RPoD briefly talked about the raging war between screen and
tmux[1]. I've seen the topic a few times, it seems to me, on
SDF's bboard and in various other places. When I signed up
over at hashbang.sh, they forced me into a tmux session by
default. It's a "thing."
RPoD heretically chose screen over tmux. At a very high
level, I understand why there might be an argument over
which one is best, and why people might go with one or the
other and not always one in particular. I have my own issues
with both, and they're completely non-technical.
For no justifiable modern reason, I tend to always want to
conserve computing resources. Even if those resources will
simply end up sitting there dormant, I just don't like to
use them if I don't need them. I don't know where the
general behavior comes from, but I think it has something to
do with my personal history with computer use. Maybe I've
got other problems, I don't know.
My laptop is pretty average by modern standards. It's an i5,
with 8GB of ram, and a fair sized SSD. I do use multiple
workspaces, and normally have an email client running, a
browser running, and at least 3 xterms. Those are the things
that I use most throughout the day, so I keep them up.

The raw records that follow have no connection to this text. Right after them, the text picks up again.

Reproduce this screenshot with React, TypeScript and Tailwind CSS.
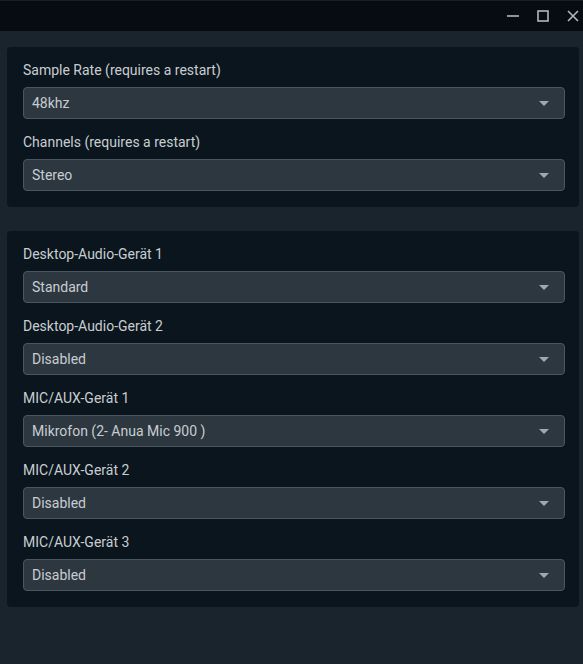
import React from "react";

type Field = { label: string; value: string };

const groups: Field[][] = [
  [
    { label: "Sample Rate (requires a restart)", value: "48khz" },
    { label: "Channels (requires a restart)", value: "Stereo" },
  ],
  [
    { label: "Desktop-Audio-Gerät 1", value: "Standard" },
    { label: "Desktop-Audio-Gerät 2", value: "Disabled" },
    { label: "MIC/AUX-Gerät 1", value: "Mikrofon (2- Anua Mic 900 )" },
    { label: "MIC/AUX-Gerät 2", value: "Disabled" },
    { label: "MIC/AUX-Gerät 3", value: "Disabled" },
  ],
];

const SelectRow = ({ label, value, first }: Field & { first: boolean }) => (
  <div className={first ? "" : "mt-[13px]"}>
    <div className="h-5 leading-5 text-[14px] text-[#c9cdd1]">{label}</div>
    <div className="mt-[7px] h-8 flex items-center justify-between rounded-[4px] border border-[#4b565f] bg-[#2c3740] pl-[8px] pr-[15px]">
      <span className="text-[14px] text-[#c9cdd1]">{value}</span>
      <svg width="10" height="5" viewBox="0 0 10 5" className="mt-[1px]">
        <path d="M0 0 L10 0 L5 5 Z" fill="#a3a8ac" />
      </svg>
    </div>
  </div>
);

const App = () => {
  return (
    <div
      className="w-[583px] h-[664px] bg-[#19242c] overflow-hidden"
      style={{ fontFamily: "Roboto, 'Liberation Sans', sans-serif" }}
    >
      {/* title bar */}
      <div className="h-[31px] bg-[#060c12] border-t border-[#172028] flex items-center justify-end">
        <svg width="14" height="14" viewBox="0 0 14 14" className="mr-[16px]">
          <path d="M1 7 H13" stroke="#b3b7bb" strokeWidth="1.6" />
        </svg>
        <svg width="14" height="14" viewBox="0 0 14 14" className="mr-[16px]">
          <rect x="2" y="2" width="10" height="10" fill="none" stroke="#b3b7bb" strokeWidth="1.6" />
        </svg>
        <svg width="14" height="14" viewBox="0 0 14 14" className="mr-[3px]">
          <path d="M2 2 L12 12 M12 2 L2 12" stroke="#b3b7bb" strokeWidth="1.6" />
        </svg>
      </div>

      <div className="pt-4 pl-[7px] pr-[4px] flex flex-col gap-6">
        {groups.map((fields, gi) => (
          <div key={gi} className="rounded-[4px] bg-[#0a151d] pl-4 pr-[14px] pt-[13px] pb-4">
            {fields.map((f, i) => (
              <SelectRow key={f.label} {...f} first={i === 0} />
            ))}
          </div>
        ))}
      </div>
    </div>
  );
};

export default App;
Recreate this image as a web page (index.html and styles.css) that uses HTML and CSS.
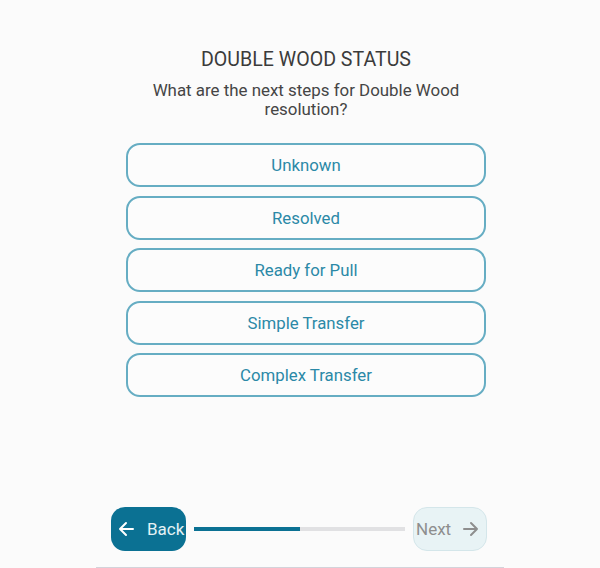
FILE: index.html
```html
<!DOCTYPE html>
<html lang="en">
<head>
<meta charset="utf-8">
<title>Double Wood Status</title>
<link rel="stylesheet" href="styles.css">
</head>
<body>
<div class="screen">
  <main class="content">
    <h1 class="title">DOUBLE WOOD STATUS</h1>
    <p class="question">What are the next steps for Double Wood resolution?</p>
    <div class="options">
      <button class="option">Unknown</button>
      <button class="option">Resolved</button>
      <button class="option">Ready for Pull</button>
      <button class="option">Simple Transfer</button>
      <button class="option">Complex Transfer</button>
    </div>
  </main>
  <footer class="footer">
    <button class="nav back">
      <svg class="arrow" width="16" height="16" viewBox="0 0 16 16"><path d="M15 8H2M8 2L2 8l6 6" fill="none" stroke="currentColor" stroke-width="2" stroke-linecap="round" stroke-linejoin="round"/></svg>
      <span>Back</span>
    </button>
    <div class="progress"><div class="progress-fill" style="width:50%"></div></div>
    <button class="nav next" disabled>
      <span>Next</span>
      <svg class="arrow" width="16" height="16" viewBox="0 0 16 16"><path d="M1 8h13M8 2l6 6-6 6" fill="none" stroke="currentColor" stroke-width="2" stroke-linecap="round" stroke-linejoin="round"/></svg>
    </button>
  </footer>
</div>
</body>
</html>
```

FILE: styles.css
```css
html, body {
  margin: 0;
  padding: 0;
  background: #fbfbfb;
}
body {
  font-family: Roboto, "Liberation Sans", sans-serif;
}
.screen {
  width: 408px;
  height: 567px;
  margin: 0 auto;
  border-bottom: 1px solid #d3d3da;
  display: flex;
  flex-direction: column;
}
.content {
  flex: 1;
  display: flex;
  flex-direction: column;
  align-items: center;
  padding-top: 48px;
  padding-left: 12px;
}
.title {
  margin: 0;
  font-size: 19.6px;
  font-weight: 400;
  line-height: 24px;
  color: #3b3b3b;
}
.question {
  margin: 9px 0 0;
  width: 340px;
  font-size: 16.9px;
  line-height: 19px;
  text-align: center;
  color: #454545;
}
.options {
  margin-top: 24px;
  display: flex;
  flex-direction: column;
  gap: 8.6px;
}
.option {
  width: 360px;
  height: 44px;
  border: 2px solid #66adc3;
  border-radius: 14px;
  background: #fcfcfc;
  color: #2b89a7;
  font-family: Roboto, "Liberation Sans", sans-serif;
  font-size: 16.8px;
  padding: 0;
}
.footer {
  display: flex;
  align-items: center;
  padding: 0 17px 16px 15px;
  gap: 8px;
}
.nav {
  height: 44px;
  border-radius: 14px;
  display: flex;
  align-items: center;
  font-family: Roboto, "Liberation Sans", sans-serif;
  font-size: 17px;
  padding: 0;
}
.back {
  width: 75px;
  background: #0b7193;
  border: none;
  color: #ffffff;
  padding-left: 7px;
  gap: 13px;
}
.back span { color: #e4f1f5; }
.next {
  width: 74px;
  background: #e8f3f5;
  border: 1px solid #d4e6ea;
  color: #8e8e8e;
  padding-left: 2px;
  gap: 12px;
}
.arrow { flex: none; }
.progress {
  flex: 1;
  height: 4px;
  background: #e1e1e3;
}
.progress-fill {
  height: 100%;
  background: #0b7193;
}
```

So
far, I think I'm fairly normal there.
My browser, I think, is where I diverge from most modern
users. I can't tolerate leaving tabs open. It's some kind of
mania. When I'm using the browser, I might have 1-10 tabs
going, depending on what I'm doing. But I don't leave them
running, I close them when I'm done, without fail. If there
is something I feel like I need to save, I save it. If there
is something I might want to reference later, I either save
it or I bookmark it (not in the browser.)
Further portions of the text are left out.